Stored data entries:
* start *

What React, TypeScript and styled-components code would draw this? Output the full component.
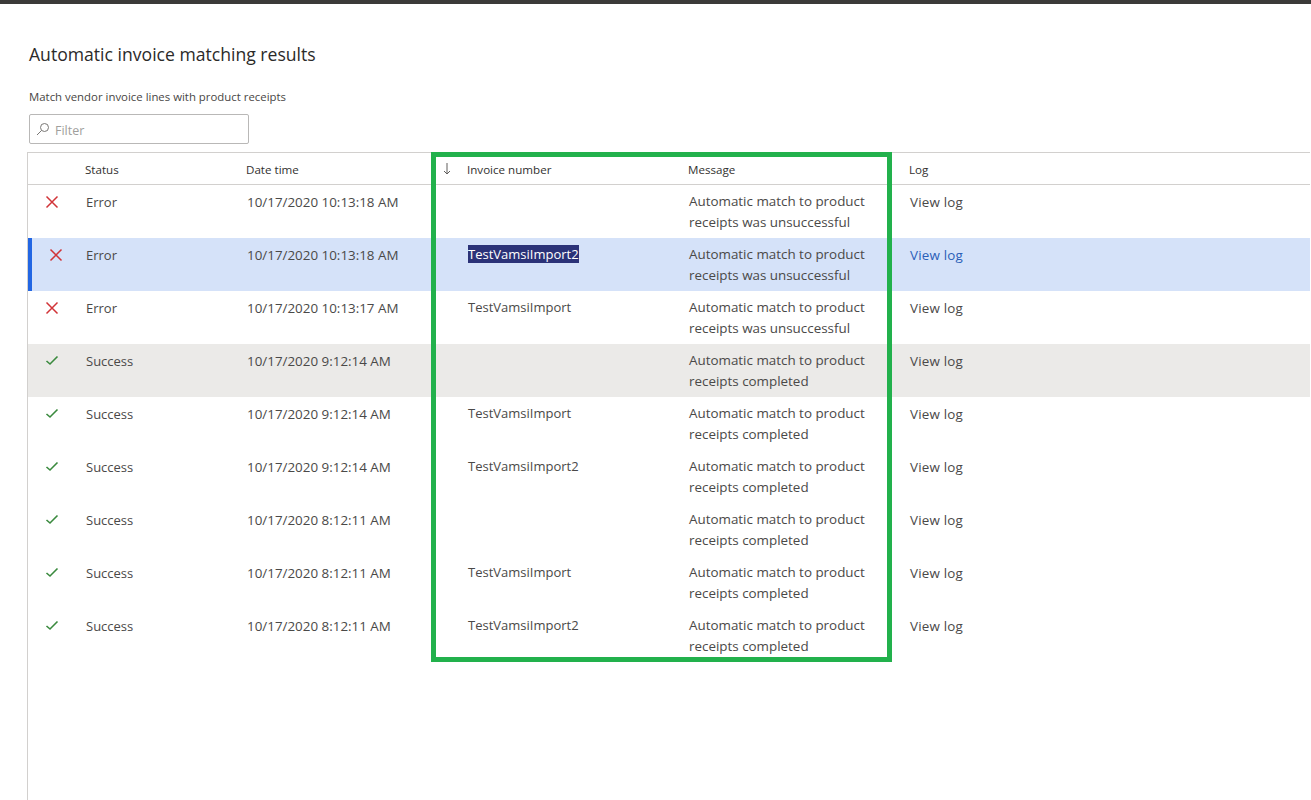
import * as React from 'react';
import styled, { createGlobalStyle } from 'styled-components';

const GlobalStyle = createGlobalStyle`
  html, body {
    margin: 0;
    padding: 0;
    background: #fff;
    font-family: "Open Sans", "Noto Sans", "Liberation Sans", sans-serif;
    color: #323130;
  }
`;

const Page = styled.div`
  position: relative;
  height: 800px;
  overflow: hidden;
`;

const TopBar = styled.div`
  height: 4px;
  background: #3b3a39;
`;

const Content = styled.div`
  padding: 39px 1px 0 27px;
`;

const Title = styled.h1`
  margin: 0 0 0 2px;
  font-size: 17.6px;
  line-height: 23px;
  font-weight: 500;
  color: #2b2a29;
`;

const Description = styled.div`
  margin: 23px 0 0 2px;
  font-size: 11.4px;
  line-height: 16px;
  color: #484644;
`;

const FilterBox = styled.div`
  display: flex;
  align-items: center;
  gap: 5px;
  box-sizing: border-box;
  width: 220px;
  height: 30px;
  margin: 9px 0 0 2px;
  padding: 0 0 0 6px;
  border: 1px solid #b9b8b7;
  border-radius: 2px;
  font-size: 12.5px;
  color: #a19f9d;
`;

const FilterText = styled.span`
  margin-top: 3px;
`;

const Grid = styled.div`
  margin-top: 8px;
  border-left: 1px solid #d2d0ce;
  border-top: 1px solid #d2d0ce;
  height: 647px;
`;

const columns = '57px 161px 221px 221px 221px 1fr';

const HeaderRow = styled.div`
  display: grid;
  grid-template-columns: ${columns};
  height: 31px;
  border-bottom: 1px solid #d2d0ce;
`;

const HeaderCell = styled.div`
  display: flex;
  align-items: center;
  padding-top: 2px;
  font-size: 11.6px;
  font-weight: 500;
  color: #323130;
`;

const SortCell = styled(HeaderCell)`
  position: relative;
`;

const SortIcon = styled.svg`
  position: absolute;
  left: -24px;
  top: 10px;
`;

const Row = styled.div<{ $variant?: 'selected' | 'hover' }>`
  display: grid;
  grid-template-columns: ${columns};
  height: 53px;
  box-sizing: border-box;
  padding-top: 6px;
  font-size: 13.4px;
  line-height: 21px;
  color: #4a4948;
  background: ${(p) =>
    p.$variant === 'selected'
      ? '#d5e2f9'
      : p.$variant === 'hover'
      ? '#ebeae8'
      : '#fff'};
  box-shadow: ${(p) =>
    p.$variant === 'selected' ? 'inset 4px 0 0 #2266e3' : 'none'};
`;

const IconCell = styled.div<{ $shift?: boolean }>`
  display: flex;
  padding: 4px 0 0 ${(p) => (p.$shift ? '21px' : '17px')};
`;

const Cell = styled.div`
  padding-left: 1px;
`;

const StatusCell = styled(Cell)`
  margin-top: 1px;
  font-size: 13px;
`;

const DateCell = styled(Cell)`
  margin-top: 1px;
`;

const InvoiceCell = styled(Cell)`
  font-size: 13px;
`;

const Selected = styled.span`
  background: #2b3278;
  color: #fff;
`;

const LogLink = styled.div<{ $active?: boolean }>`
  padding-left: 1px;
  margin-top: 1px;
  font-size: 13.4px;
  letter-spacing: 0.2px;
  color: ${(p) => (p.$active ? '#2b5fb8' : '#4a4948')};
`;

const Callout = styled.div`
  position: absolute;
  left: 431px;
  top: 152px;
  width: 461px;
  height: 510px;
  box-sizing: border-box;
  border: 5px solid #22b14c;
`;

type RowData = {
  ok: boolean;
  date: string;
  invoice?: string;
};

const rows: RowData[] = [
  { ok: false, date: '10/17/2020 10:13:18 AM' },
  { ok: false, date: '10/17/2020 10:13:18 AM', invoice: 'TestVamsiImport2' },
  { ok: false, date: '10/17/2020 10:13:17 AM', invoice: 'TestVamsiImport' },
  { ok: true, date: '10/17/2020 9:12:14 AM' },
  { ok: true, date: '10/17/2020 9:12:14 AM', invoice: 'TestVamsiImport' },
  { ok: true, date: '10/17/2020 9:12:14 AM', invoice: 'TestVamsiImport2' },
  { ok: true, date: '10/17/2020 8:12:11 AM' },
  { ok: true, date: '10/17/2020 8:12:11 AM', invoice: 'TestVamsiImport' },
  { ok: true, date: '10/17/2020 8:12:11 AM', invoice: 'TestVamsiImport2' }
];

function StatusIcon({ ok }: { ok: boolean }) {
  if (ok) {
    return (
      <svg width="14" height="12" viewBox="0 0 14 12" fill="none">
        <path d="M1.5 7 L5 10 L12.5 2.5" stroke="#3a8a3e" strokeWidth="1.6" />
      </svg>
    );
  }

  return (
    <svg width="14" height="14" viewBox="0 0 14 14" fill="none">
      <path d="M1.5 1.5 L12.5 12.5 M12.5 1.5 L1.5 12.5" stroke="#d13438" strokeWidth="1.5" />
    </svg>
  );
}

function renderRow(row: RowData, index: number) {
  const selected = index === 1;
  const variant = selected ? 'selected' : index === 3 ? 'hover' : undefined;

  return (
    <Row key={index} $variant={variant}>
      <IconCell $shift={selected}>
        <StatusIcon ok={row.ok} />
      </IconCell>
      <StatusCell>{row.ok ? 'Success' : 'Error'}</StatusCell>
      <DateCell>{row.date}</DateCell>
      <InvoiceCell>
        {selected ? <Selected>{row.invoice}</Selected> : row.invoice}
      </InvoiceCell>
      <Cell>
        Automatic match to product
        <br />
        {row.ok ? 'receipts completed' : 'receipts was unsuccessful'}
      </Cell>
      <LogLink $active={selected}>View log</LogLink>
    </Row>
  );
}

export default function App() {
  return (
    <Page>
      <GlobalStyle />
      <TopBar />
      <Content>
        <Title>Automatic invoice matching results</Title>
        <Description>Match vendor invoice lines with product receipts</Description>
        <FilterBox>
          <svg width="14" height="14" viewBox="0 0 14 14" fill="none">
            <circle cx="8.5" cy="5.5" r="4" stroke="#797775" />
            <path d="M5.5 8.5 L1 13" stroke="#797775" />
          </svg>
          <FilterText>Filter</FilterText>
        </FilterBox>
        <Grid>
          <HeaderRow>
            <div />
            <HeaderCell>Status</HeaderCell>
            <HeaderCell>Date time</HeaderCell>
            <SortCell>
              <SortIcon width="8" height="12" viewBox="0 0 8 12" fill="none">
                <path d="M4 0 V11 M1 8 L4 11 L7 8" stroke="#605e5c" />
              </SortIcon>
              Invoice number
            </SortCell>
            <HeaderCell>Message</HeaderCell>
            <HeaderCell>Log</HeaderCell>
          </HeaderRow>
          {rows.map(renderRow)}
        </Grid>
      </Content>
      <Callout />
    </Page>
  );
}
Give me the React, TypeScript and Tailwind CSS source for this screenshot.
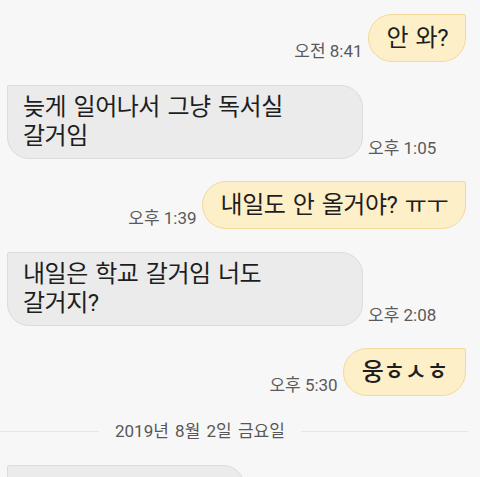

* end *

### Instructions for the task
Are you able to set down all the lines above exactly, without any pictures?

### Result for this task
What React, TypeScript and styled-components code would draw this? Output the full component.
import * as React from 'react';
import styled, { createGlobalStyle } from 'styled-components';

const GlobalStyle = createGlobalStyle`
  html, body {
    margin: 0;
    padding: 0;
    background: #fff;
    font-family: "Open Sans", "Noto Sans", "Liberation Sans", sans-serif;
    color: #323130;
  }
`;

const Page = styled.div`
  position: relative;
  height: 800px;
  overflow: hidden;
`;

const TopBar = styled.div`
  height: 4px;
  background: #3b3a39;
`;

const Content = styled.div`
  padding: 39px 1px 0 27px;
`;

const Title = styled.h1`
  margin: 0 0 0 2px;
  font-size: 17.6px;
  line-height: 23px;
  font-weight: 500;
  color: #2b2a29;
`;

const Description = styled.div`
  margin: 23px 0 0 2px;
  font-size: 11.4px;
  line-height: 16px;
  color: #484644;
`;

const FilterBox = styled.div`
  display: flex;
  align-items: center;
  gap: 5px;
  box-sizing: border-box;
  width: 220px;
  height: 30px;
  margin: 9px 0 0 2px;
  padding: 0 0 0 6px;
  border: 1px solid #b9b8b7;
  border-radius: 2px;
  font-size: 12.5px;
  color: #a19f9d;
`;

const FilterText = styled.span`
  margin-top: 3px;
`;

const Grid = styled.div`
  margin-top: 8px;
  border-left: 1px solid #d2d0ce;
  border-top: 1px solid #d2d0ce;
  height: 647px;
`;

const columns = '57px 161px 221px 221px 221px 1fr';

const HeaderRow = styled.div`
  display: grid;
  grid-template-columns: ${columns};
  height: 31px;
  border-bottom: 1px solid #d2d0ce;
`;

const HeaderCell = styled.div`
  display: flex;
  align-items: center;
  padding-top: 2px;
  font-size: 11.6px;
  font-weight: 500;
  color: #323130;
`;

const SortCell = styled(HeaderCell)`
  position: relative;
`;

const SortIcon = styled.svg`
  position: absolute;
  left: -24px;
  top: 10px;
`;

const Row = styled.div<{ $variant?: 'selected' | 'hover' }>`
  display: grid;
  grid-template-columns: ${columns};
  height: 53px;
  box-sizing: border-box;
  padding-top: 6px;
  font-size: 13.4px;
  line-height: 21px;
  color: #4a4948;
  background: ${(p) =>
    p.$variant === 'selected'
      ? '#d5e2f9'
      : p.$variant === 'hover'
      ? '#ebeae8'
      : '#fff'};
  box-shadow: ${(p) =>
    p.$variant === 'selected' ? 'inset 4px 0 0 #2266e3' : 'none'};
`;

const IconCell = styled.div<{ $shift?: boolean }>`
  display: flex;
  padding: 4px 0 0 ${(p) => (p.$shift ? '21px' : '17px')};
`;

const Cell = styled.div`
  padding-left: 1px;
`;

const StatusCell = styled(Cell)`
  margin-top: 1px;
  font-size: 13px;
`;

const DateCell = styled(Cell)`
  margin-top: 1px;
`;

const InvoiceCell = styled(Cell)`
  font-size: 13px;
`;

const Selected = styled.span`
  background: #2b3278;
  color: #fff;
`;

const LogLink = styled.div<{ $active?: boolean }>`
  padding-left: 1px;
  margin-top: 1px;
  font-size: 13.4px;
  letter-spacing: 0.2px;
  color: ${(p) => (p.$active ? '#2b5fb8' : '#4a4948')};
`;

const Callout = styled.div`
  position: absolute;
  left: 431px;
  top: 152px;
  width: 461px;
  height: 510px;
  box-sizing: border-box;
  border: 5px solid #22b14c;
`;

type RowData = {
  ok: boolean;
  date: string;
  invoice?: string;
};

const rows: RowData[] = [
  { ok: false, date: '10/17/2020 10:13:18 AM' },
  { ok: false, date: '10/17/2020 10:13:18 AM', invoice: 'TestVamsiImport2' },
  { ok: false, date: '10/17/2020 10:13:17 AM', invoice: 'TestVamsiImport' },
  { ok: true, date: '10/17/2020 9:12:14 AM' },
  { ok: true, date: '10/17/2020 9:12:14 AM', invoice: 'TestVamsiImport' },
  { ok: true, date: '10/17/2020 9:12:14 AM', invoice: 'TestVamsiImport2' },
  { ok: true, date: '10/17/2020 8:12:11 AM' },
  { ok: true, date: '10/17/2020 8:12:11 AM', invoice: 'TestVamsiImport' },
  { ok: true, date: '10/17/2020 8:12:11 AM', invoice: 'TestVamsiImport2' }
];

function StatusIcon({ ok }: { ok: boolean }) {
  if (ok) {
    return (
      <svg width="14" height="12" viewBox="0 0 14 12" fill="none">
        <path d="M1.5 7 L5 10 L12.5 2.5" stroke="#3a8a3e" strokeWidth="1.6" />
      </svg>
    );
  }

  return (
    <svg width="14" height="14" viewBox="0 0 14 14" fill="none">
      <path d="M1.5 1.5 L12.5 12.5 M12.5 1.5 L1.5 12.5" stroke="#d13438" strokeWidth="1.5" />
    </svg>
  );
}

function renderRow(row: RowData, index: number) {
  const selected = index === 1;
  const variant = selected ? 'selected' : index === 3 ? 'hover' : undefined;

  return (
    <Row key={index} $variant={variant}>
      <IconCell $shift={selected}>
        <StatusIcon ok={row.ok} />
      </IconCell>
      <StatusCell>{row.ok ? 'Success' : 'Error'}</StatusCell>
      <DateCell>{row.date}</DateCell>
      <InvoiceCell>
        {selected ? <Selected>{row.invoice}</Selected> : row.invoice}
      </InvoiceCell>
      <Cell>
        Automatic match to product
        <br />
        {row.ok ? 'receipts completed' : 'receipts was unsuccessful'}
      </Cell>
      <LogLink $active={selected}>View log</LogLink>
    </Row>
  );
}

export default function App() {
  return (
    <Page>
      <GlobalStyle />
      <TopBar />
      <Content>
        <Title>Automatic invoice matching results</Title>
        <Description>Match vendor invoice lines with product receipts</Description>
        <FilterBox>
          <svg width="14" height="14" viewBox="0 0 14 14" fill="none">
            <circle cx="8.5" cy="5.5" r="4" stroke="#797775" />
            <path d="M5.5 8.5 L1 13" stroke="#797775" />
          </svg>
          <FilterText>Filter</FilterText>
        </FilterBox>
        <Grid>
          <HeaderRow>
            <div />
            <HeaderCell>Status</HeaderCell>
            <HeaderCell>Date time</HeaderCell>
            <SortCell>
              <SortIcon width="8" height="12" viewBox="0 0 8 12" fill="none">
                <path d="M4 0 V11 M1 8 L4 11 L7 8" stroke="#605e5c" />
              </SortIcon>
              Invoice number
            </SortCell>
            <HeaderCell>Message</HeaderCell>
            <HeaderCell>Log</HeaderCell>
          </HeaderRow>
          {rows.map(renderRow)}
        </Grid>
      </Content>
      <Callout />
    </Page>
  );
}
Give me the React, TypeScript and Tailwind CSS source for this screenshot.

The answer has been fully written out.